When their parents realized what was happening, the twins started a treatment program. Although Marie continued to do well throughout college, Jennifer relapsed twice and had to be hospitalized.
Today, both twins say they’re each in a good place. Marie is married and has two children but said her bones are weak. The consequences of the anorexia for Jennifer however, have been more severe: osteoporosis, anxiety and no detectable estrogen or sex drive.
“Even if I got a husband right now, I’m pretty sure I wouldn’t be able to have a baby,” she said. Nevertheless, she no longer obsesses about food and exercise. “I’m much happier than I was.”
Constant comparison, constant competition
Ten million people in the United States suffer from eating disorders. Although it is not clear how common eating disorders are among twins and multiples, they are 33 percent more likely to be diagnosed with anorexia later on life compared to the general population, a study out of Sweden found.
Since eating disorders have a biological and genetic predisposition, it would make sense that twins who share genes are more likely to have an eating disorder than if they were only siblings.
“If one [identical] twin has an eating disorder, the other twin is more than two times likely to have an eating disorder as well,” said Nicole Siegfried, PhD, national director of eating disorder program development for Castlewood at The Highlands Treatment Center in Birmingham, Alabama.
Among fraternal twins, if one twin has anorexia, there is an 11 percent chance the other twin will develop an eating disorder too, according to a study in the journal Directions of Psychiatry.
Although it’s not clear why, there are theories that might explain the increased risk for twins.
Among identical twins in particular, they have a constant mirror of someone who looks just like them.
“In some ways, because of some of the identity issues that can play out in eating disorders, you can use that as a comparison in a way to differentiate yourself,” Siegfried said.
What’s more, if both twins have an eating disorder, the severity can increase because they are constantly comparing each other and competitive about who can lose the most weight.
“In a ‘twinship’ you have a special set of challenges that you don’t necessarily have as an only [child],” said Dana Harron, a clinical psychologist in Washington, D.C. Since twins are raised in the same environment, have similar school pressures, and develop at the same time, they’re more likely to compare themselves, not to mention that others will label them as “the pretty one” or “the smart one.”
Attachment difficulties in early childhood are believed to play a role too. There can be a mismatch between how babies need their emotions regulated and how the parents are able to regulate those emotions.

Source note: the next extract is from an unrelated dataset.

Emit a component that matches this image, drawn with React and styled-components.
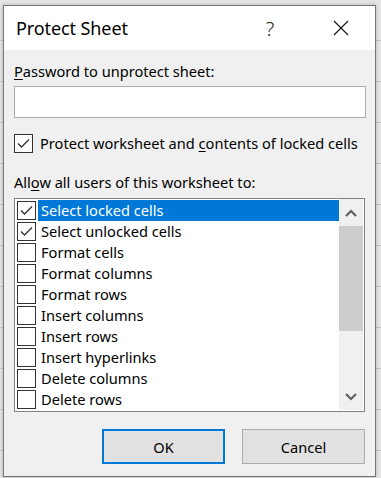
import React from 'react';
import styled, { createGlobalStyle } from 'styled-components';

const Global = createGlobalStyle`
  html, body {
    margin: 0;
    padding: 0;
  }
  body {
    width: 381px;
    height: 478px;
    overflow: hidden;
    background-color: #e6e6e6;
    background-image: repeating-linear-gradient(to bottom, transparent 0 40px, #c6c6c6 40px 41px);
    font-family: "Segoe UI", "Noto Sans", sans-serif;
  }
`;

const Backdrop = styled.div`
  padding: 5px 5px 1px 3px;
  height: 478px;
  box-sizing: border-box;
`;

const Dialog = styled.div`
  width: 373px;
  height: 472px;
  box-sizing: border-box;
  border: 1px solid #767676;
  background: #f0f0f0;
  display: flex;
  flex-direction: column;
  box-shadow: 0 0 4px rgba(0, 0, 0, 0.25);
`;

const TitleBar = styled.div`
  height: 44px;
  background: #fff;
  display: flex;
  align-items: center;
  padding-left: 12px;
  color: #000;
`;

const Title = styled.div`
  flex: 1;
  font-size: 18px;
  letter-spacing: -0.1px;
`;

const HelpButton = styled.div`
  width: 20px;
  margin-right: 53px;
  text-align: center;
  font-size: 20px;
  font-weight: 300;
  color: #222;
`;

const CloseButton = styled.div`
  width: 16px;
  height: 16px;
  margin-right: 26px;
  display: flex;
`;

const Body = styled.div`
  flex: 1;
  padding: 10px 9px 0 10px;
  display: flex;
  flex-direction: column;
  font-size: 14.6px;
  color: #000;
`;

const Label = styled.div`
  line-height: 22px;
  u {
    text-decoration: underline;
    text-underline-offset: 2px;
  }
`;

const Input = styled.div`
  margin-top: 4px;
  height: 32px;
  box-sizing: border-box;
  border: 1px solid #ababab;
  background: #fff;
`;

const CheckRow = styled.div`
  margin-top: 15px;
  display: flex;
  align-items: center;
  gap: 7px;
  u {
    text-decoration: underline;
    text-underline-offset: 2px;
  }
`;

const Box = styled.div`
  width: 19px;
  height: 19px;
  box-sizing: border-box;
  border: 1px solid #333;
  background: #fff;
  display: flex;
  align-items: center;
  justify-content: center;
  flex-shrink: 0;
`;

const SectionLabel = styled(Label)`
  margin-top: 18px;
`;

const List = styled.div`
  margin-top: 5px;
  height: 214px;
  width: 351px;
  box-sizing: border-box;
  border: 1px solid #828282;
  background: #fff;
  display: flex;
`;

const Rows = styled.div`
  flex: 1;
  padding-top: 1px;
  overflow: hidden;
`;

const Row = styled.div`
  height: 21px;
  display: flex;
  align-items: center;
  padding-left: 2px;
  gap: 2px;
`;

const RowText = styled.div`
  flex: 1;
  height: 21px;
  line-height: 21px;
  padding-left: 3px;
  background: ${p => (p.$selected ? '#0078d7' : 'transparent')};
  color: ${p => (p.$selected ? '#fff' : '#000')};
`;

const Scrollbar = styled.div`
  width: 24px;
  background: #f0f0f0;
  display: flex;
  flex-direction: column;
  margin: 0 1px 1px 0;
`;

const Arrow = styled.div`
  height: 27px;
  display: flex;
  align-items: center;
  justify-content: center;
`;

const Thumb = styled.div`
  height: 105px;
  background: #cdcdcd;
`;

const Track = styled.div`
  flex: 1;
`;

const Buttons = styled.div`
  margin-top: 17px;
  display: flex;
  justify-content: flex-end;
  gap: 17px;
  padding-right: 1px;
`;

const Button = styled.div`
  width: 123px;
  height: 35px;
  box-sizing: border-box;
  background: #e1e1e1;
  border: ${p => (p.$default ? '2px solid #0078d7' : '1px solid #adadad')};
  display: flex;
  align-items: center;
  justify-content: center;
  font-size: 14.6px;
`;

const Check = () => (
  <svg width="15" height="15" viewBox="0 0 15 15">
    <polyline points="2,7.5 5.5,11 13,3.5" fill="none" stroke="#333" strokeWidth="1.3" />
  </svg>
);

const Chevron = ({ up }) => (
  <svg width="12" height="8" viewBox="0 0 12 8">
    <polyline
      points={up ? '1,7 6,2 11,7' : '1,1 6,6 11,1'}
      fill="none"
      stroke="#606060"
      strokeWidth="2.2"
    />
  </svg>
);

const items = [
  ['Select locked cells', true],
  ['Select unlocked cells', true],
  ['Format cells', false],
  ['Format columns', false],
  ['Format rows', false],
  ['Insert columns', false],
  ['Insert rows', false],
  ['Insert hyperlinks', false],
  ['Delete columns', false],
  ['Delete rows', false],
];

export default function App() {
  return (
    <Backdrop>
      <Global />
      <Dialog>
        <TitleBar>
          <Title>Protect Sheet</Title>
          <HelpButton>?</HelpButton>
          <CloseButton>
            <svg width="16" height="16" viewBox="0 0 16 16">
              <path d="M1 1 L15 15 M15 1 L1 15" stroke="#111" strokeWidth="1.1" />
            </svg>
          </CloseButton>
        </TitleBar>
        <Body>
          <Label><u>P</u>assword to unprotect sheet:</Label>
          <Input />
          <CheckRow>
            <Box><Check /></Box>
            <span>Protect worksheet and <u>c</u>ontents of locked cells</span>
          </CheckRow>
          <SectionLabel>All<u>o</u>w all users of this worksheet to:</SectionLabel>
          <List>
            <Rows>
              {items.map(([label, checked], i) => (
                <Row key={label}>
                  <Box>{checked && <Check />}</Box>
                  <RowText $selected={i === 0}>{label}</RowText>
                </Row>
              ))}
            </Rows>
            <Scrollbar>
              <Arrow><Chevron up /></Arrow>
              <Thumb />
              <Track />
              <Arrow><Chevron /></Arrow>
            </Scrollbar>
          </List>
          <Buttons>
            <Button $default>OK</Button>
            <Button>Cancel</Button>
          </Buttons>
        </Body>
      </Dialog>
    </Backdrop>
  );
}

“Individuals with that might be more likely to use eating disorder behaviors to regulate emotions,” Siegfried said. Yet it’s important to note that there’s no evidence that parents cause eating disorders.
“We look at parents as part of the solution, not the cause,” she said.
Stress in the home may also be a contributing factor since parents with multiples can experience more stress than parents with singletons.
What parents should know
Experts say parents who have concerns about their children should look for changes in their behaviors around food, including food hoarding, stealing food, lying about food as well as an increase or decrease in weight. They should also look for signs of isolation and perfectionism in school, on the field, at work and at home.
When seeking treatment, look for an eating disorders specialist and preferably one who works on a team that includes a physician and a registered dietician. Experts say that although individual treatment is ideal, family therapy is also important.
A family therapist can help families work through the dynamics that tend to be revealed only when twins are together. Plus, the same aspects of their relationship that play a role in the eating disorder can also help them recover.
“Twins can bring out the worst in each other and also the most beautiful strengths,” Harron said.